K wants to relate to Eeyore both as a father and as an artist. He becomes obsessed with knowing if his son dreams or is capable of creativity, two things important to K as an artist. “Because I happen to be Eeyore’s father, and dreams have a role in my profession. So it’s only for me to want my son to have at least some capacity to dream!” he exclaims to himself. He must watch his attempts to reach Eeyore through his own art falter. K constantly dwells on his long-term goal to write a book of “definitions” that will explain the world to Eeyore in terms that he will understand, so that he may be better prepared to live on his own. His ultimate failure to write this book comes symbolize the times in the past when K could not protect his son, and he must reconcile himself to the fact that he will not be able to do so in the future, either.

It is impossible to discuss O Rouse Up without mentioning William Blake, who provides the book’s title, chapter headings, and cover art, as well as much of Oe’s creative inspiration. Blake is tied to the two things that consume K: writing and his son. K claims to have used many of Blake’s metaphors in his writing, and turned to Blake’s poetry for guidance when Eeyore was born. Now he returns to them again as he faces losing Eeyore to the world. Scarcely a page goes by without a reference to a line from Blake’s poetry, particularly Blake’s Prophecies, which K first encounters in a serendipitous meeting with a crazy autodidact in college. Oe’s intelligent and fascinating discussion of Blake’s works, particularly his Prophecies, become one of the strongest features of the book. Not only does he provide helpful interpretations of some very difficult pieces of poetry, he also connects Blake’s words and images to his own life and relationship to his son. Oe’s expansive prose includes various seemingly miscellaneous memories and musings, which would appear to have little in common except they often spark an association in K’s mind with something he has read by Blake; thus Blake forms the backbone of the book, tying together what could have been many loose, aimless strands.

To call O Rouse Up a novel is to oversimplify the work, which exceeds the boundaries of the genre. It expands beyond the realm of a mere novel, appearing as more of a collection of memories, anecdotes, essays, and passage explications all under the guise of a single story about Hikari’s impending passage into adulthood. While this makes O Rouse Up much broader in its scope, it is also book’s greatest weakness. It can be overwhelming, and Oe offers little guidance through his meandering text.

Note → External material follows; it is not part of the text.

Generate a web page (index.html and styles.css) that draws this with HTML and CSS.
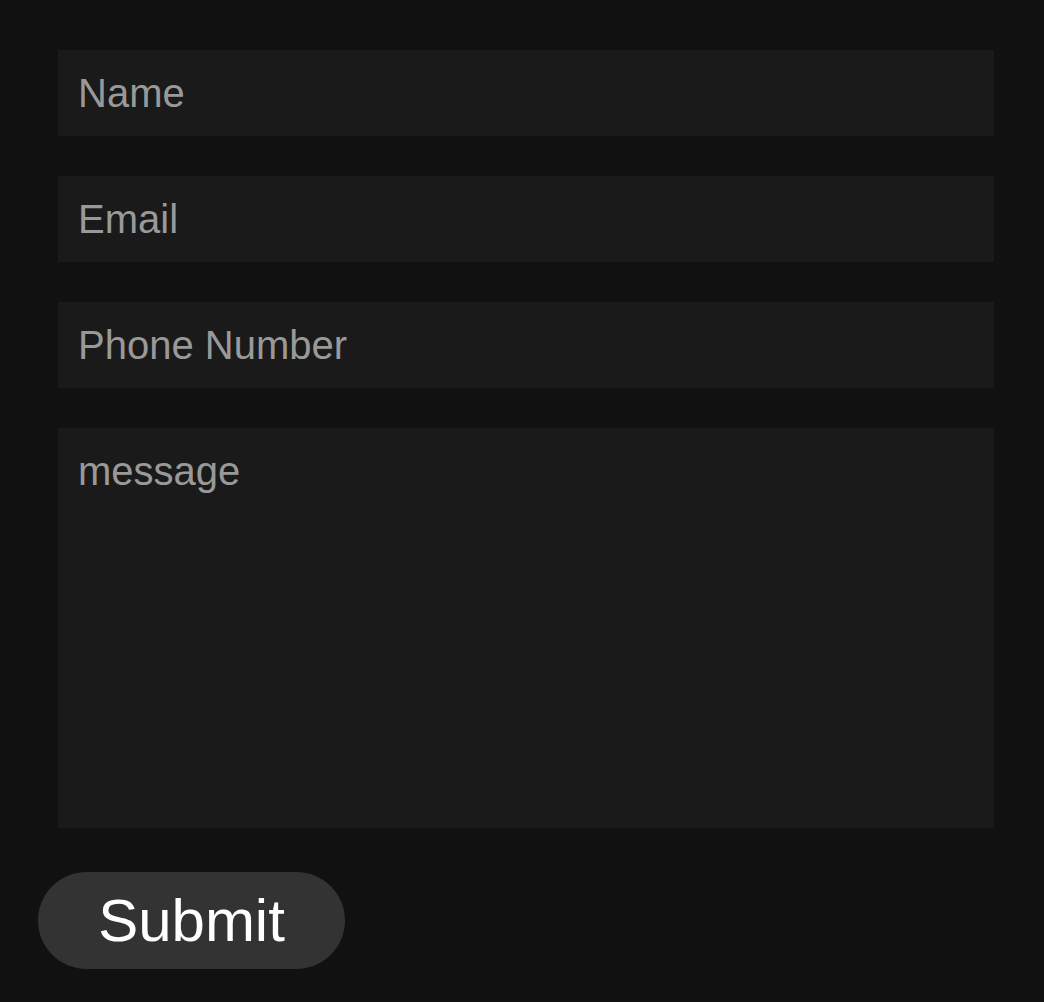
FILE: index.html
```html
<!DOCTYPE html>
<html lang="en">
<head>
<meta charset="utf-8">
<title>Contact</title>
<link rel="stylesheet" href="styles.css">
</head>
<body>
<form class="contact-form">
  <input class="field" type="text" placeholder="Name">
  <input class="field" type="email" placeholder="Email">
  <input class="field" type="tel" placeholder="Phone Number">
  <textarea class="field field-message" placeholder="message"></textarea>
  <button class="submit" type="button">Submit</button>
</form>
</body>
</html>
```
FILE: styles.css
```css
html, body {
  margin: 0;
  padding: 0;
  background: #111111;
}
body {
  font-family: "Liberation Sans", Arial, sans-serif;
}
.contact-form {
  display: flex;
  flex-direction: column;
  align-items: flex-start;
  gap: 40px;
  padding: 50px 50px 0 58px;
}
.field {
  box-sizing: border-box;
  width: 100%;
  height: 86px;
  margin: 0;
  padding: 20px 20px;
  border: none;
  outline: none;
  background: #1a1a1a;
  color: #cccccc;
  font-family: "Liberation Sans", Arial, sans-serif;
  font-size: 40px;
  line-height: 46px;
}
.field::placeholder {
  color: #999999;
  opacity: 1;
}
.field-message {
  height: 400px;
  resize: none;
  display: block;
}
.submit {
  box-sizing: border-box;
  margin: 4px 0 0 -20px;
  width: 307px;
  height: 97px;
  padding: 0;
  border: none;
  border-radius: 49px;
  background: #333333;
  color: #ffffff;
  font-family: "Liberation Sans", Arial, sans-serif;
  font-size: 60px;
  line-height: 67px;
  cursor: pointer;
}
```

This book was written, it seems, for the author as much as for the audience. At times it can be quite frustrating to keep track of the numerous events mentioned in the book, which are arranged thematically, rather than chronologically—making it nearly impossible to trace a single coherent plot. Revelations arrive without warning as they occur to K according to a logic that is not always accessible to an outside audience. The reader is truly at the mercy of Oe’s own thought process.

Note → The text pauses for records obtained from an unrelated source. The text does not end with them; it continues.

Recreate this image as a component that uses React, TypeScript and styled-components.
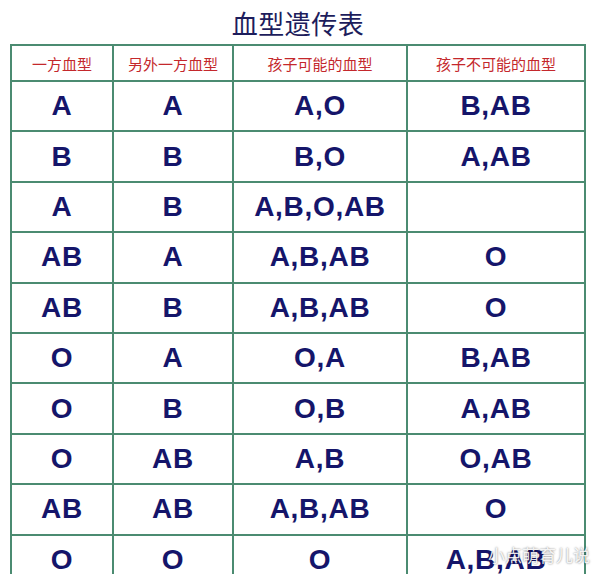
import styled, { createGlobalStyle } from 'styled-components';

const GlobalStyle = createGlobalStyle`
  html, body {
    margin: 0;
    padding: 0;
    background: #ffffff;
    overflow: hidden;
  }
`;

const rows: string[][] = [
  ['A', 'A', 'A,O', 'B,AB'],
  ['B', 'B', 'B,O', 'A,AB'],
  ['A', 'B', 'A,B,O,AB', ''],
  ['AB', 'A', 'A,B,AB', 'O'],
  ['AB', 'B', 'A,B,AB', 'O'],
  ['O', 'A', 'O,A', 'B,AB'],
  ['O', 'B', 'O,B', 'A,AB'],
  ['O', 'AB', 'A,B', 'O,AB'],
  ['AB', 'AB', 'A,B,AB', 'O'],
  ['O', 'O', 'O', 'A,B,AB'],
];

const headers = ['一方血型', '另外一方血型', '孩子可能的血型', '孩子不可能的血型'];
const widths = [102, 120, 174, 178];

const BloodTypeTable = () => {
  return (
    <Page>
      <GlobalStyle />
      <Title>血型遗传表</Title>
      <Table>
        <colgroup>
          {widths.map((w, i) => (
            <col key={i} style={{ width: w }} />
          ))}
        </colgroup>
        <thead>
          <tr>
            {headers.map((h) => (
              <Th key={h}>{h}</Th>
            ))}
          </tr>
        </thead>
        <tbody>
          {rows.map((r, i) => (
            <tr key={i}>
              {r.map((c, j) => (
                <Td key={j}>{c}</Td>
              ))}
            </tr>
          ))}
        </tbody>
      </Table>
      <Watermark>小点萌育儿说</Watermark>
    </Page>
  );
};

export default BloodTypeTable;

const Page = styled.div`
  position: relative;
  width: 596px;
  height: 574px;
  overflow: hidden;
  padding-left: 10px;
  box-sizing: border-box;
`;

const Title = styled.div`
  height: 44px;
  display: flex;
  align-items: center;
  justify-content: center;
  padding-right: 10px;
  font-family: 'Noto Sans CJK SC', sans-serif;
  font-size: 26px;
  color: #1d1d5c;
  letter-spacing: 0.5px;
`;

const Table = styled.table`
  border-collapse: collapse;
  table-layout: fixed;
  width: 576px;
`;

const Th = styled.th`
  height: 34px;
  padding: 0;
  border: 2px solid #4b8b71;
  font-family: 'Noto Sans CJK SC', sans-serif;
  font-weight: 400;
  font-size: 15px;
  color: #c4282c;
  text-align: center;
  vertical-align: middle;
`;

const Td = styled.td`
  height: 48.4px;
  padding: 0;
  border: 2px solid #4b8b71;
  font-family: 'Liberation Sans', Arial, sans-serif;
  font-weight: 700;
  font-size: 28px;
  letter-spacing: 0.7px;
  color: #15156a;
  text-align: center;
  vertical-align: middle;
`;

const Watermark = styled.div`
  position: absolute;
  right: 6px;
  bottom: 7px;
  font-family: 'Noto Sans CJK SC', sans-serif;
  font-size: 17px;
  color: rgba(255, 255, 255, 0.9);
  text-shadow: 0 0 2px rgba(0, 0, 0, 0.55);
`;
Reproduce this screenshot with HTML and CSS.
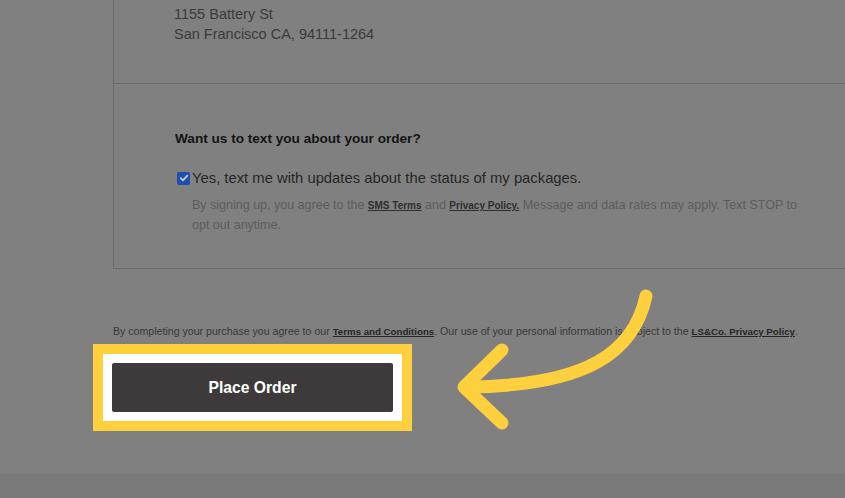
FILE: index.html
```html
<!DOCTYPE html>
<html lang="en">
<head>
  <meta charset="UTF-8" />
  <title>Checkout - Place Order</title>
  <link rel="stylesheet" href="styles.css">
</head>
<body>

<div class="page">
  <div class="card">
    <div class="section address">
      <div>1155 Battery St</div>
      <div>San Francisco CA, 94111-1264</div>
    </div>
    <div class="section sms">
      <div class="sms-title">Want us to text you about your order?</div>
      <label class="sms-check">
        <span class="box">
          <svg width="10" height="10" viewBox="0 0 10 10"><path d="M1.8 5.2 L4 7.3 L8.3 2.6" fill="none" stroke="#c8c8c8" stroke-width="1.8" stroke-linecap="round" stroke-linejoin="round"/></svg>
        </span>
        Yes, text me with updates about the status of my packages.
      </label>
      <p class="sms-legal">By signing up, you agree to the <a>SMS Terms</a> and <a>Privacy Policy.</a> Message and data rates may apply. Text STOP to opt out anytime.</p>
    </div>
  </div>

  <p class="terms">By completing your purchase you agree to our <a>Terms and Conditions</a>. Our use of your personal information is subject to the <a>LS&amp;Co. Privacy Policy</a>.</p>

  <div class="highlight">
    <div class="highlight-inner">
      <button class="place-order">Place Order</button>
    </div>
  </div>
</div>

<div class="bottom-strip"></div>

<!-- pointer arrow -->
<svg class="arrow" width="845" height="498" viewBox="0 0 845 498">
  <g fill="none" stroke="#ffd03d" stroke-width="13" stroke-linecap="round" stroke-linejoin="round">
    <path d="M646 296 C 634 352 588 386 466 387"/>
    <path d="M502 350 L464 387 L502 423"/>
  </g>
</svg>

</body>
</html>
```

FILE: styles.css
```css
* { box-sizing: border-box; margin: 0; padding: 0; }
body {
  font-family: 'Liberation Sans', Arial, sans-serif;
  background: #808080;
  width: 845px;
  height: 498px;
  overflow: hidden;
  position: relative;
}
.page {
  padding-left: 113px;
  height: 474px;
}
.card {
  border-left: 1px solid #6b6b6b;
  border-bottom: 1px solid #6b6b6b;
}
.section {
  padding-left: 60px;
}
.address {
  padding-top: 4px;
  padding-bottom: 39px;
  font-size: 14.5px;
  line-height: 20px;
  color: #3a3a3a;
  border-bottom: 1px solid #6b6b6b;
}
.sms {
  padding-top: 45px;
  padding-bottom: 33px;
}
.sms-title {
  font-size: 13.6px;
  line-height: 20px;
  font-weight: bold;
  color: #141414;
  margin-left: 1px;
}
.sms-check {
  display: flex;
  align-items: center;
  gap: 2px;
  margin-top: 19px;
  margin-left: 3px;
  font-size: 14.8px;
  line-height: 20px;
  color: #262626;
}
.box {
  width: 13px;
  height: 13px;
  border-radius: 2px;
  background: #1c4fae;
  display: flex;
  align-items: center;
  justify-content: center;
}
.sms-legal {
  margin-top: 7px;
  margin-left: 18px;
  max-width: 608px;
  font-size: 12.5px;
  line-height: 20px;
  color: #5c5c5c;
}
.sms-legal a {
  font-size: 10px;
  line-height: 1;
  font-weight: bold;
  color: #2e2e2e;
  text-decoration: underline;
}
.terms {
  margin-top: 55px;
  font-size: 10.6px;
  line-height: 14px;
  color: #383838;
}
.terms a {
  font-size: 9.7px;
  line-height: 1;
  color: #262626;
  font-weight: bold;
  text-decoration: underline;
}
.highlight {
  margin-top: 6px;
  margin-left: -20px;
  width: 319px;
  background: #ffd03d;
  padding: 10px;
}
.highlight-inner {
  background: #fff;
  padding: 9px;
}
.place-order {
  display: block;
  width: 281px;
  height: 49px;
  padding-top: 1px;
  border: none;
  border-radius: 2px;
  background: #3e3a3b;
  color: #fff;
  font-family: 'Liberation Sans', Arial, sans-serif;
  font-size: 15.7px;
  font-weight: bold;
}
.bottom-strip {
  height: 24px;
  background: #7a7a7a;
}
.arrow {
  position: absolute;
  left: 0;
  top: 0;
  pointer-events: none;
}
```
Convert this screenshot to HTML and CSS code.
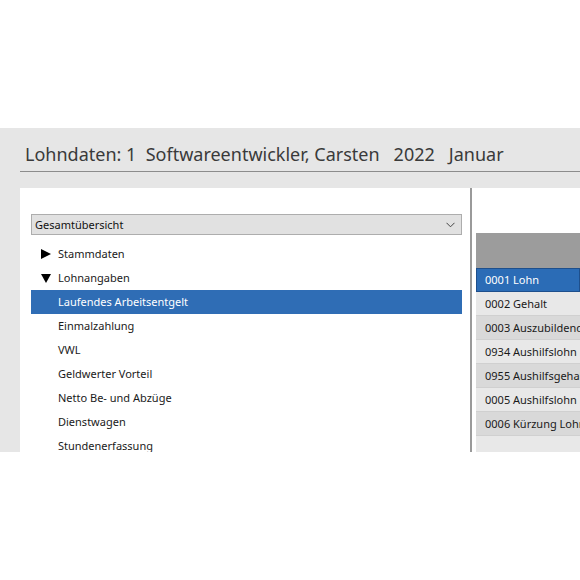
FILE: index.html
```html
<!DOCTYPE html>
<html lang="de">
<head>
<meta charset="utf-8">
<title>Lohndaten</title>
<link rel="stylesheet" href="styles.css">
</head>
<body>
<div class="app">
  <div class="header">
    <h1 class="title">Lohndaten: 1&nbsp; Softwareentwickler, Carsten&nbsp;&nbsp; 2022&nbsp;&nbsp; Januar</h1>
  </div>
  <div class="content">
    <div class="left">
      <div class="select">
        <span>Gesamtübersicht</span>
        <svg class="chev" width="9" height="6" viewBox="0 0 9 6"><path d="M0.5 0.8 L4.5 4.8 L8.5 0.8" fill="none" stroke="#444" stroke-width="1"/></svg>
      </div>
      <ul class="tree">
        <li class="node"><svg class="tri" width="10" height="10" viewBox="0 0 10 10"><polygon points="0,0 10,5 0,10" fill="#000"/></svg>Stammdaten</li>
        <li class="node"><svg class="tri" width="10" height="10" viewBox="0 0 10 10"><polygon points="0,1 10,1 5,10" fill="#000"/></svg>Lohnangaben</li>
        <li class="item selected">Laufendes Arbeitsentgelt</li>
        <li class="item">Einmalzahlung</li>
        <li class="item">VWL</li>
        <li class="item">Geldwerter Vorteil</li>
        <li class="item">Netto Be- und Abzüge</li>
        <li class="item">Dienstwagen</li>
        <li class="item">Stundenerfassung</li>
      </ul>
    </div>
    <div class="divider"></div>
    <div class="right">
      <div class="table">
        <div class="thead"></div>
        <div class="row sel">0001 Lohn</div>
        <div class="row light">0002 Gehalt</div>
        <div class="row dark">0003 Auszubildende</div>
        <div class="row light">0934 Aushilfslohn</div>
        <div class="row dark">0955 Aushilfsgehalt</div>
        <div class="row light">0005 Aushilfslohn</div>
        <div class="row dark">0006 Kürzung Lohn</div>
        <div class="row light"></div>
      </div>
    </div>
  </div>
</div>
</body>
</html>
```

FILE: styles.css
```css
html, body {
  margin: 0;
  padding: 0;
  background: #ffffff;
}
body {
  font-family: "Noto Sans", "Open Sans", "DejaVu Sans", sans-serif;
  color: #222;
}
.app {
  margin-top: 128px;
  height: 324px;
  background: #e6e6e6;
  overflow: hidden;
  display: flex;
  flex-direction: column;
}
.header {
  margin-left: 20px;
  height: 44px;
  border-bottom: 1px solid #8c8c8c;
  box-sizing: border-box;
  display: flex;
  align-items: flex-end;
}
.title {
  margin: 0 0 5px 5px;
  font-weight: 400;
  font-size: 18px;
  line-height: 24px;
  color: #3a3a3a;
  white-space: nowrap;
}
.content {
  margin-top: 16px;
  margin-left: 20px;
  flex: 1;
  display: flex;
  min-height: 0;
}
.left {
  width: 450px;
  background: #fff;
  padding: 26px 8px 0 11px;
  box-sizing: border-box;
}
.select {
  height: 21px;
  background: #e1e1e1;
  border: 1px solid #adadad;
  box-sizing: border-box;
  display: flex;
  align-items: center;
  justify-content: space-between;
  padding: 0 6px 0 3px;
  font-size: 11px;
  color: #111;
}
.chev { display: block; }
.tree {
  list-style: none;
  margin: 7px 0 0 0;
  padding: 0;
}
.tree li {
  height: 24px;
  line-height: 24px;
  font-size: 11px;
  color: #1a1a1a;
  white-space: nowrap;
}
.node {
  display: flex;
  align-items: center;
  padding-left: 10px;
}
.tri {
  display: block;
  margin-right: 7px;
}
.item {
  padding-left: 27px;
}
.item.selected {
  background: #2f6db5;
  color: #fff;
}
.divider {
  width: 2px;
  background: #9a9a9a;
}
.right {
  flex: 1;
  background: #fff;
  padding: 45px 0 0 4px;
  overflow: hidden;
}
.thead {
  height: 35px;
  background: #9c9c9c;
}
.row {
  height: 24px;
  line-height: 24px;
  box-sizing: border-box;
  padding-left: 9px;
  font-size: 11px;
  color: #1a1a1a;
  white-space: nowrap;
  border-bottom: 1px solid #d0d0d0;
}
.row.light { background: #e8e8e8; }
.row.dark { background: #d9d9d9; }
.row.sel {
  background: #2b6cb6;
  color: #fff;
  border: 1px solid #1e4f8c;
  padding-left: 8px;
  line-height: 22px;
}
```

Despite this free-flowing, loose structure, Oe’s focus can at times be claustrophobically centered on his relationship to his son. Oe pays little attention to the rest of his family. K never names his wife or other two children, referring to them instead as “my wife,” “Eeyore’s brother,” “Eeyore’s sister.” While this practice effectively illustrates how Eeyore’s presence has dominated the family, at times it reads as an oversight. Oe’s examination of his relationship borders on an obsession, and Eeyore can sometimes be a tiring character. At times, some respite from both is needed and I couldn’t help but wonder how the book could have been expanded to consider Oe’s relationships with his other children.

Yet despite these weaknesses, O Rouse Up is worth reading simply because it is so well written. Oe’s descriptions of events are at times breath-taking and delicate, such as his description of K’s attempts to teach Eeyore to swim:

Sometimes I put my goggles on and swam along
side to coach him along:
underwater, his movements were calm, so very
calm that I could see his deep-set,
oval eyes open wide in an expression of quiet
wonder and could see each bubble
from his nose and mouth as it rose glintingly to
the surface.
What is even more amazing about Oe’s prose is that although many of the events are drawn from his own experience, Oe fictionalizes them, transforming the concrete into the surreal. This is partially due to his languid writing style, which causes a suspension of movement, adding weight to even the most mundane detail. It is also a result of his turning his life into a series of literary references. For instance, when K suffers from gout, Eeyore becomes fascinated with his father’s foot, a rather strange scene that takes on almost divine undertones when K connects this with Blake’s epic Milton, in which the soul of the poet enters Blake through his heel. While the connections between Blake and daily life can at times feel slightly strained, for the most part they are ingenious and even beautiful.

In addition, while the events may be presented somewhat randomly, all of his anecdotes are interesting, ranging from the poignant—such as the production of Gulliver’s Travels by Eeyore’s school—to the bizarre, including Eeyore’s kidnapping by a disgruntled graduate student or his rescue from drowning by a physically deformed former-Olympian. Furthermore, Oe sometimes broadens his narrative by incorporating events from Japanese history, such as the bombing of Hiroshima and the highly-publicized suicide of the writer known as “M” neatly into his own personal tale.

It is no accident that the first words of Blake Oe ever reads are two lines from the Prophecies: “That Man should Labour & sorrow & learn & forget, & return/ To the dark valley from when he came and begin his labours anew.” These words become something of K’s mantra, and are perhaps the best way to characterize his feelings in O Rouse Up, as well as the reader’s experience. By making K such an accurate reflection of himself, Oe makes it clear that he intends to write about life—his life. Faced suddenly with a grown-up son, Oe has trouble unwrapping his own thoughts, and this struggle is reflected in his unstructured writing. The reader is sometimes left adrift because Oe feels lost; the reader becomes frustrated with Hikari because Oe had a difficult time raising him. Since the book blurs the line between truth and fiction, the story—like life—reduces to a series of episodes, a mixture of thought and action, and Oe pulls the reader along as he endeavors to understand them.